Loretta's Pumpkin Pies cool on a rack at K & B Company Inc. in Gallup, N.M. After cooling, the pies are distributed to area grocery stores for sale during the holiday season. [Photo by Daniel Zollinger/Independent]

By Bill Donovan
Staff writer

GALLUP — For thousands of area residents, it wouldn’t be Thanksgiving without Loretta.

Or at least one of her pumpkin pies.

Over the past 47 years, Gallupians and visitors from the nearby reservations have gobbled up almost 2 million pies made by Loretta’s — a family-owned business run by three Bischoff brothers — Tom, Ed and David. During that time, Loretta’s has also produced millions of rolls, loafs of French bread, pastries and the perfect lunch box snack — cherry and apple tarts.

But it’s in the fall, from about Oct. 1 to Dec. 31, when the family — who are also the local Rainbo Bread distributors — come into their own when Tom Bischoff, the company’s baker, and 10 other workers work 12-hour days to meet the demand for pumpkin pies. During those three months, according to the company’s financial manager, David, some 30,000 pumpkins pies will be made and delivered to area stores within a hundred-mile radius.

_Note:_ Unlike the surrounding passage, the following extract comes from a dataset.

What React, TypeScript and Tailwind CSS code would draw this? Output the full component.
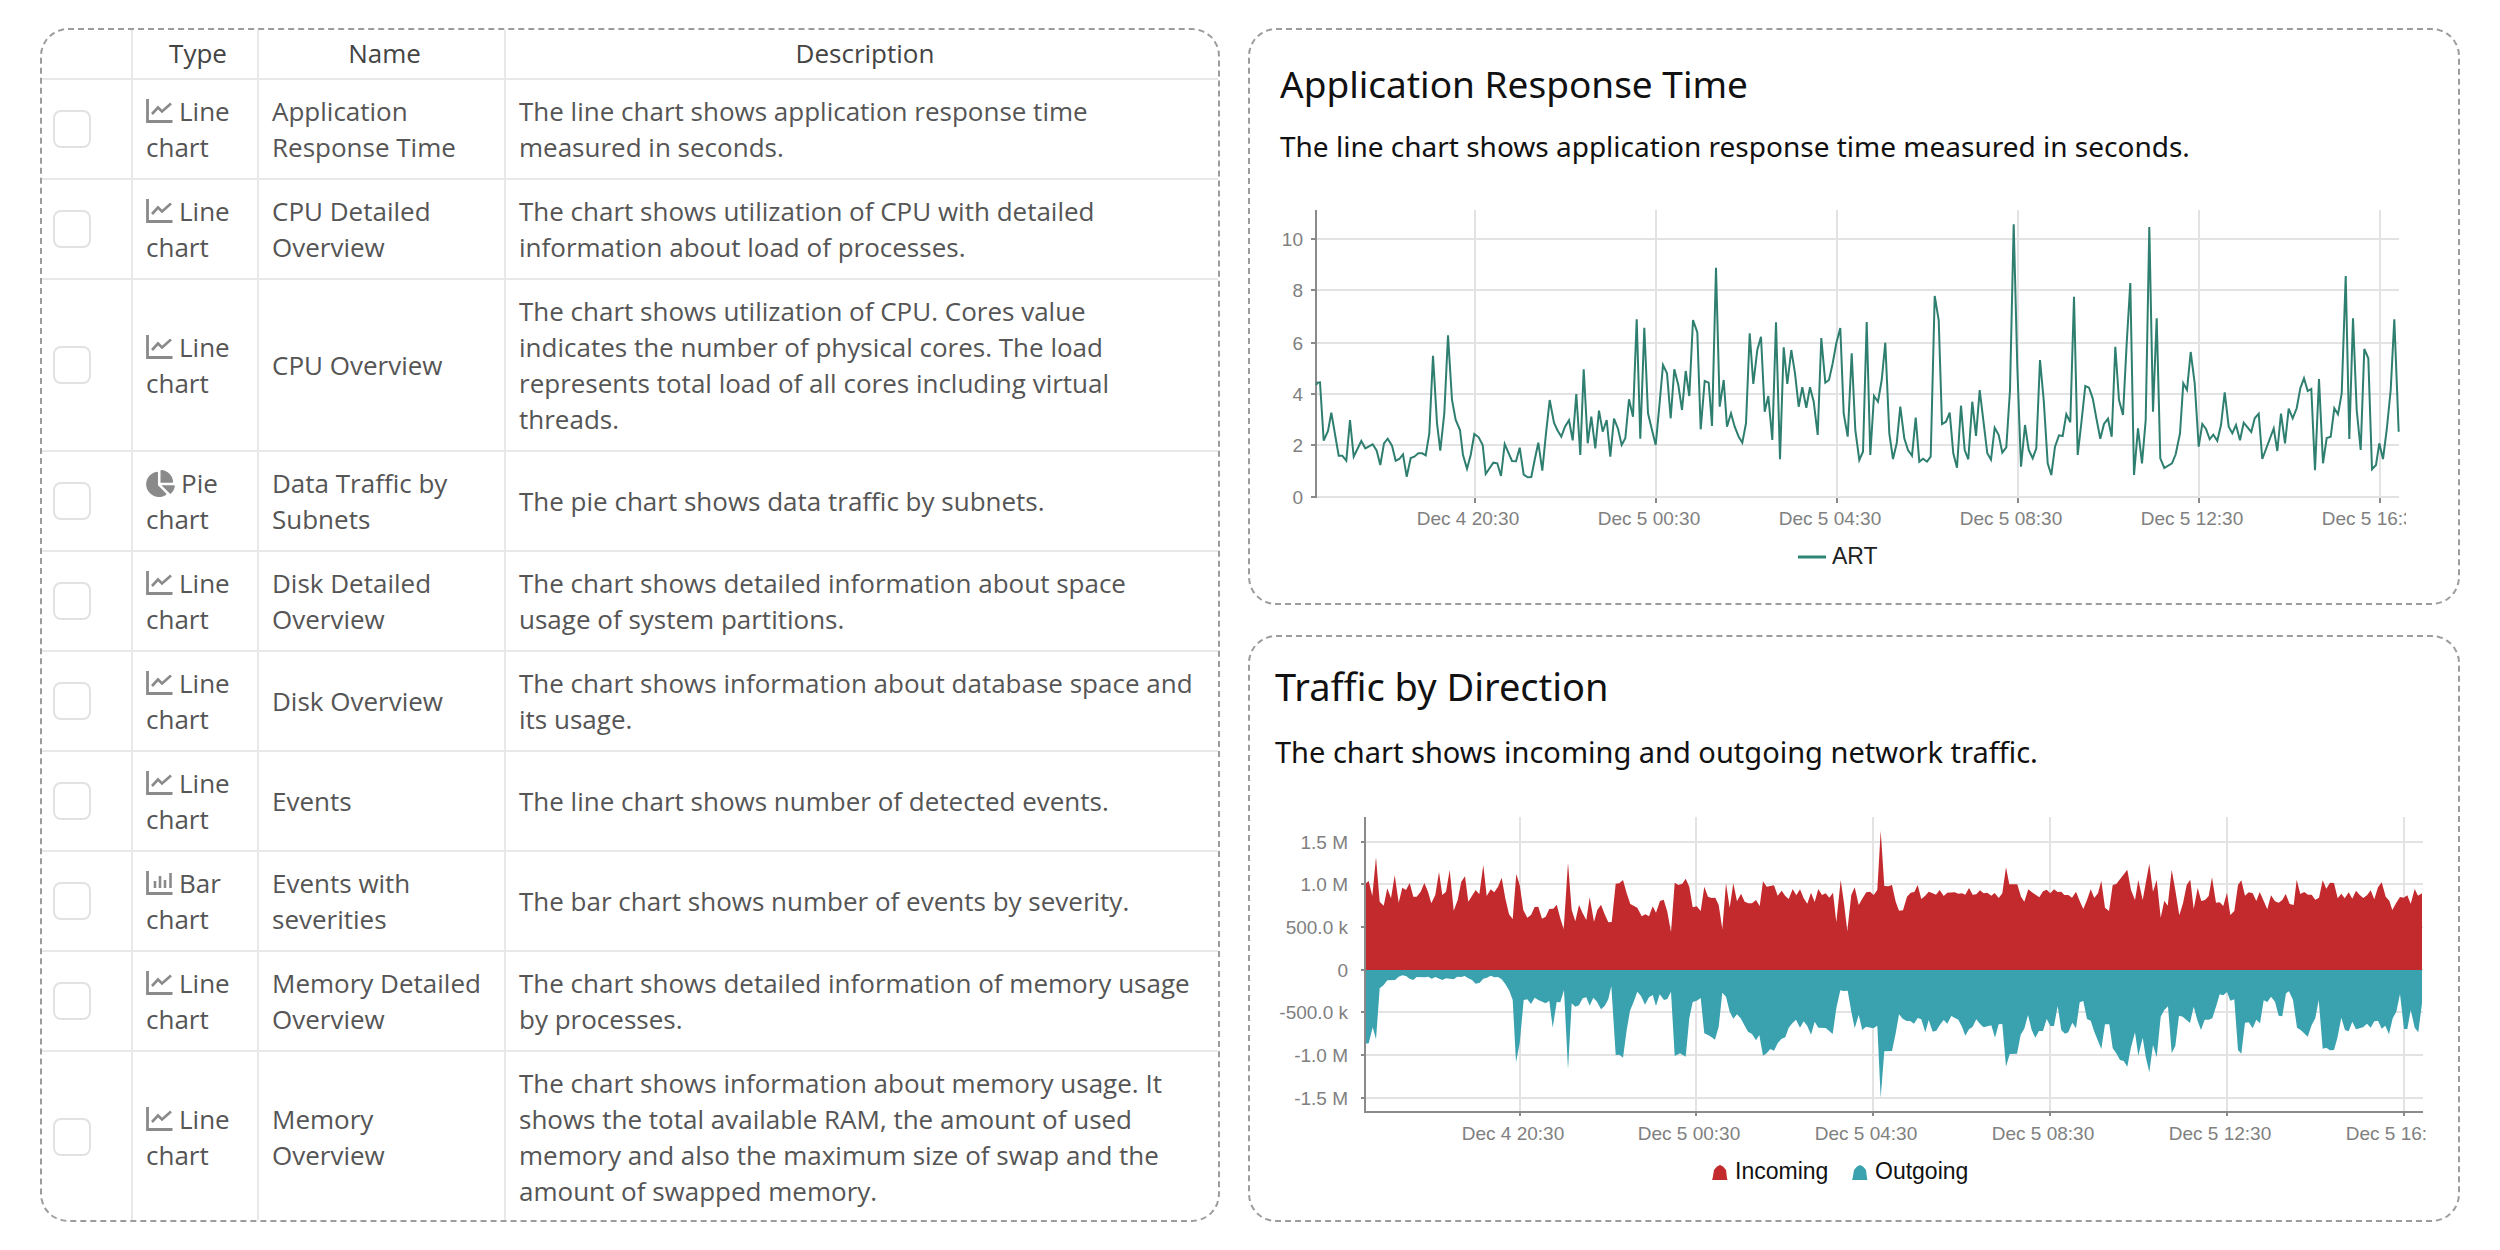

One of these is T&R Market, located on U.S. Highway 491 a few miles north of Gallup.

For Tim Bowling, who helps supervise the grocery part of T&R’s operation, having Loretta’s on hand is a godsend.

“Loretta’s pies are a lot fresher and they taste a lot better than the competition,” he said, upset only that the company has to find another source for its pumpkin pies after Jan. 1 when Loretta’s shuts down its pumpkin pie production until the fall.

It’s a strange thing, said Tom Bischoff, but from Oct. 1 until just after Christmas, people in this area can’t seem to get enough pumpkin pie. After Jan. 1, you just can’t seem to get any Gallup resident to take a piece.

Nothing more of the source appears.